Why Your Website Goes Down (And How to Prevent It)
Website downtime rarely happens for just one reason. It is usually a chain of small failures that create a bigger outage. A slow server becomes a timeout, a DNS misconfiguration sends visitors to the wrong place, or a simple plugin update breaks the entire homepage. For small businesses, even short outages can cause lost revenue and a damaged reputation.
This explainer breaks down the most common causes of downtime in plain English. It also gives you practical steps to reduce risk, even if you do not have a technical team.
1) Hosting and infrastructure failures
Most websites run on shared or cloud hosting. When a server fails, the website fails. This can be caused by hardware issues, network problems, or resource limits being exceeded.
- Server overload: Too much traffic or heavy requests can slow or crash the server.
- Data center outages: Power or network issues affect your host.
- Resource limits: Shared hosting plans can restrict memory or CPU usage.
Prevention tips: choose a reliable hosting provider, monitor performance, and make sure your plan can handle your traffic.
2) DNS and domain problems
DNS is like the phonebook of the internet. If it is wrong, visitors cannot find you even if your site is running.
- Expired domain: If the domain expires, the website disappears instantly.
- Bad DNS change: A typo can send traffic to the wrong server.
- Slow propagation: DNS changes can take hours and cause temporary outages.
Prevention tips: keep domain renewal on auto pay and limit DNS changes to controlled windows.
3) Application and plugin failures
Content management systems like WordPress, Shopify apps, or custom plugins can break a website. A single update can introduce a fatal error, slow pages to a crawl, or take checkout offline.
Prevention tips: update plugins during low traffic hours, keep backups, and test changes in a staging environment if possible.
4) Security incidents and hacks
Hackers can take a site down or redirect it to harmful pages. This includes defacements, injected scripts, and malware that blocks visitors.
Prevention tips: keep software updated, use strong passwords, and monitor for unexpected changes.
5) SSL certificate problems
SSL certificates keep your website secure. If a certificate expires, browsers display scary warnings and many visitors leave immediately.
Prevention tips: enable auto renewal and set up alerts before expiration.
6) Human error and misconfiguration
Many outages happen after small changes. A developer pushes a broken update, a file is deleted, or a DNS record is changed without proper review.

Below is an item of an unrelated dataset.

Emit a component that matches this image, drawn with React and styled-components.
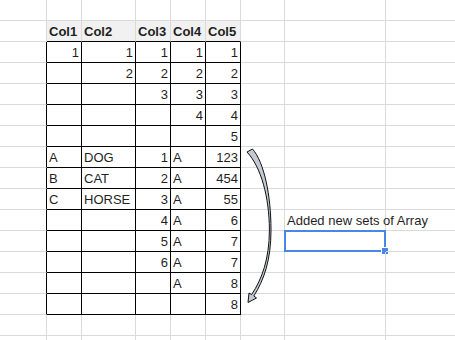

Prevention tips: keep a simple change log, use staging, and limit who can make production changes.
How to reduce downtime risk overall
Downtime prevention is about habits, not just tools. A few small changes can prevent most outages:
- Monitor your site every few minutes and receive alerts.
- Keep backups and verify they work.
- Review hosting health and performance monthly.
- Track incidents so you can spot patterns.
Most small businesses do not need enterprise tools. They need simple monitoring and a clear response plan. The faster you detect a problem, the less expensive it is.